Inorganic flocculants and coagulants are typically iron or aluminum based and are used to neutralize the surface charge. This method requires a significant input of the inorganic flocculant which adds to the sludge; this adds to the OpEx both in the inputs and in processing (to remove the chemicals). Additionally, the process is sensitive to pH, usually working best at higher pH but varies with strain and culture condition. All algal strains do not respond the same to a particular chemical, so tailoring will be required to fit the organism being harvested (Chen et al. 2011). The chemical flocculants can also be a problem for downstream use of the biomass for feeds, feedstock for anaerobic digesters, and residual ions can be a problem for use of digestates for land application as a soil amendment (Christenson and Sims 2011).

An example is the use of alum (hydrated potassium aluminum sulfate) for flocculation of Scenedesmus and Chlorella cultures (Molina Grima et al. 2003). Knuckey (2006) used ferric-induced flocculation at 0.5 mg L 1 to concentrate algae that had been pH-adjusted to about pH 10 by 200-800-fold. The floccs needed to be neutralized after concentration. They successfully flocculated Chaetoceros calci — trans, C. muelleri, Thalassiosira pseudonana, Attheya septentrionalis, Nitzschia colesterium, Skeletonema sp., Tetraselmis suecica, and Rhodomonas salina all with >80 % efficiency. All were marine algae useful for aquaculture feeds (Knuckey et al. 2006). As an example of strain differences, it has been reported that B. braunii flocculated better at pH 11 (Lee et al. 1998).

Organic flocculants and coagulants can also be used; these are high molecular weight bridging polymers (e. g., chitosan and starch) that react with cells in the culture to make large aggregates and help speed up flocculation (Edzwald 1993).
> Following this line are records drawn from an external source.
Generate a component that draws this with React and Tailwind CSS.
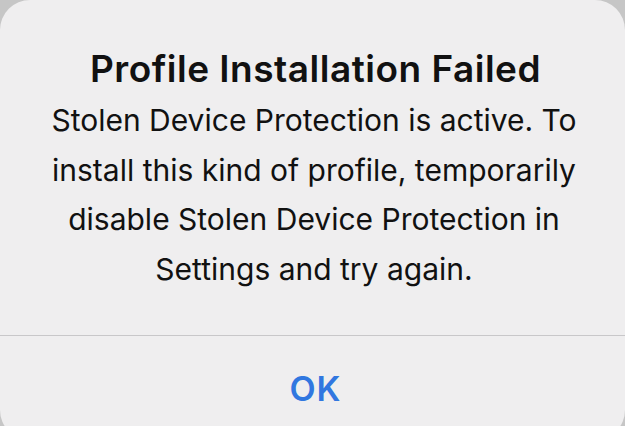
export default function App() {
  return (
    <div className="w-[625px] h-[426px] bg-[#c6c6c6] overflow-hidden" style={{ fontFamily: "Inter, 'Noto Sans', sans-serif" }}>
      <div className="w-[625px] h-[440px] bg-[#efeeef] rounded-[30px] flex flex-col">
        <div className="h-[335px] flex flex-col items-center pt-[47px] text-[#111111]">
          <div className="text-[37px] leading-[44px] font-semibold tracking-[0.5px] pl-[6px]">Profile Installation Failed</div>
          <div className="mt-[5px] text-[30px] leading-[49.5px] text-center pl-[3px]">
            Stolen Device Protection is active. To<br />
            install this kind of profile, temporarily<br />
            disable Stolen Device Protection in<br />
            Settings and try again.
          </div>
        </div>
        <div className="h-px bg-[#c8c7c9]" />
        <div className="h-[90px] flex items-center justify-center pt-[16px]">
          <span className="text-[34px] font-semibold text-[#3177e0] leading-none tracking-[1px] pl-[6px]">OK</span>
        </div>
      </div>
    </div>
  );
}
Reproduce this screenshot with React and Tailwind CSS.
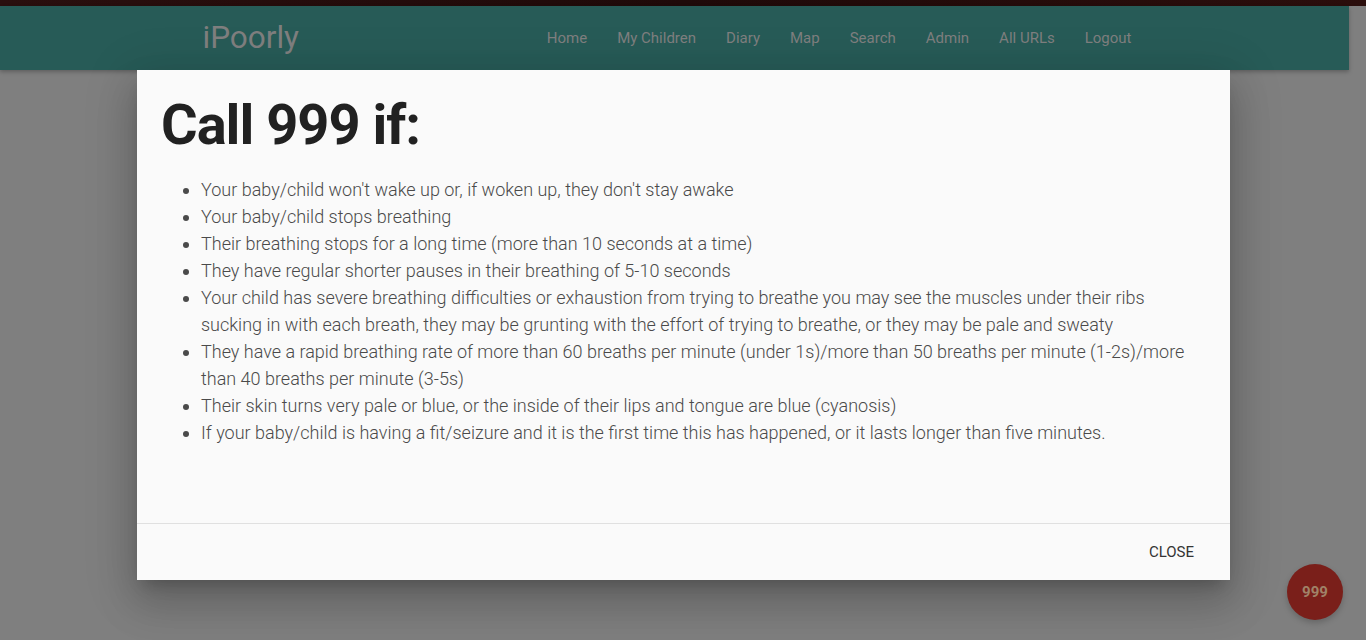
import React from 'react'

const NAV_LINKS = ['Home', 'My Children', 'Diary', 'Map', 'Search', 'Admin', 'All URLs', 'Logout']

const SYMPTOMS = [
  "Your baby/child won't wake up or, if woken up, they don't stay awake",
  'Your baby/child stops breathing',
  'Their breathing stops for a long time (more than 10 seconds at a time)',
  'They have regular shorter pauses in their breathing of 5-10 seconds',
  'Your child has severe breathing difficulties or exhaustion from trying to breathe you may see the muscles under their ribs sucking in with each breath, they may be grunting with the effort of trying to breathe, or they may be pale and sweaty',
  'They have a rapid breathing rate of more than 60 breaths per minute (under 1s)/more than 50 breaths per minute (1-2s)/more than 40 breaths per minute (3-5s)',
  'Their skin turns very pale or blue, or the inside of their lips and tongue are blue (cyanosis)',
  'If your baby/child is having a fit/seizure and it is the first time this has happened, or it lasts longer than five minutes.',
]

export default function App() {
  return (
    <div
      className="relative min-h-[640px] h-[640px] overflow-hidden bg-[#7f7f7f]"
      style={{ fontFamily: 'Roboto, "Liberation Sans", sans-serif' }}
    >
      {/* top banner strip (under overlay) */}
      <div className="h-[6px] w-full bg-gradient-to-r from-[#2a0f0e] via-[#1f0a09] to-[#2b0e0c]" />

      {/* nav, dimmed by the modal overlay */}
      <nav className="h-[64px] w-[1349px] bg-[#275b57] shadow-[0_2px_4px_rgba(0,0,0,0.25)]">
        <div className="mx-auto flex h-full w-[944px] items-center justify-between">
          <span className="text-[31.5px] leading-none text-[#7f7f7f]">iPoorly</span>
          <ul className="flex items-center">
            {NAV_LINKS.map((l) => (
              <li key={l} className="px-[15px] text-[15px] text-[#7f7f7f]">
                {l}
              </li>
            ))}
          </ul>
        </div>
      </nav>

      {/* modal */}
      <div className="absolute left-[137px] top-[70px] flex h-[510px] w-[1093px] flex-col bg-[#fafafa] shadow-[0_24px_38px_3px_rgba(0,0,0,0.14),0_9px_46px_8px_rgba(0,0,0,0.12),0_11px_15px_-7px_rgba(0,0,0,0.2)]">
        <div className="flex-1 px-6 pt-6">
          <h1 className="text-[56px] font-bold leading-[62px] tracking-[-1px] text-[#212121]">Call 999 if:</h1>
          <ul className="mt-[20px] list-disc pl-[40px] text-[18px] font-light leading-[27px] text-[#4a4a4a]">
            {SYMPTOMS.map((s) => (
              <li key={s}>{s}</li>
            ))}
          </ul>
        </div>
        <div className="flex h-[57px] items-center justify-end border-t border-[#e0e0e0] px-[6px] pt-[1px]">
          <button className="px-[30px] text-[15px] uppercase text-[#343434]">Close</button>
        </div>
      </div>

      {/* floating 999 button */}
      <div className="absolute left-[1287px] top-[564px] flex h-[56px] w-[56px] items-center justify-center rounded-full bg-[#7a1f1a] shadow-[0_3px_6px_rgba(0,0,0,0.2)]">
        <span className="text-[15px] font-bold text-[#a08268]">999</span>
      </div>
    </div>
  )
}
It is reported that these biodegradable polymers do not contaminate the biomass as much as inorganic coagulants and that cationic polymers are superior to anionic and neutral ones. Cationic polyelectrolytes (e. g., Dow C-31) induced algal cells to flocculate while anionic and nonionic polymers were shown to be ineffective (Tenney et al. 1969). Changing the pH was necessary to optimize the flocculation with these cationic polymers, with essentially no flocculation at high pH (above 8) and maximal flocculation between pH 2 and pH 4. The flocculation was attributed to a bridging by the polymers between algal cells to form a matrix. The chemicals necessary for pH adjustment (and neutralization) significantly add to the overall OpEx of flocculation processes. The flocc formation is inhibited by high salt concentrations, forms better at high biomass density, and is subject to shear dis­ruption, which slows the flow rates possible.

Growth stage has also been reported to have an impact on the flocculation procedure. For example, Botryococcus braunii cultures flocculated easiest after two weeks of culture regardless of harvesting method (Lee et al. 1998).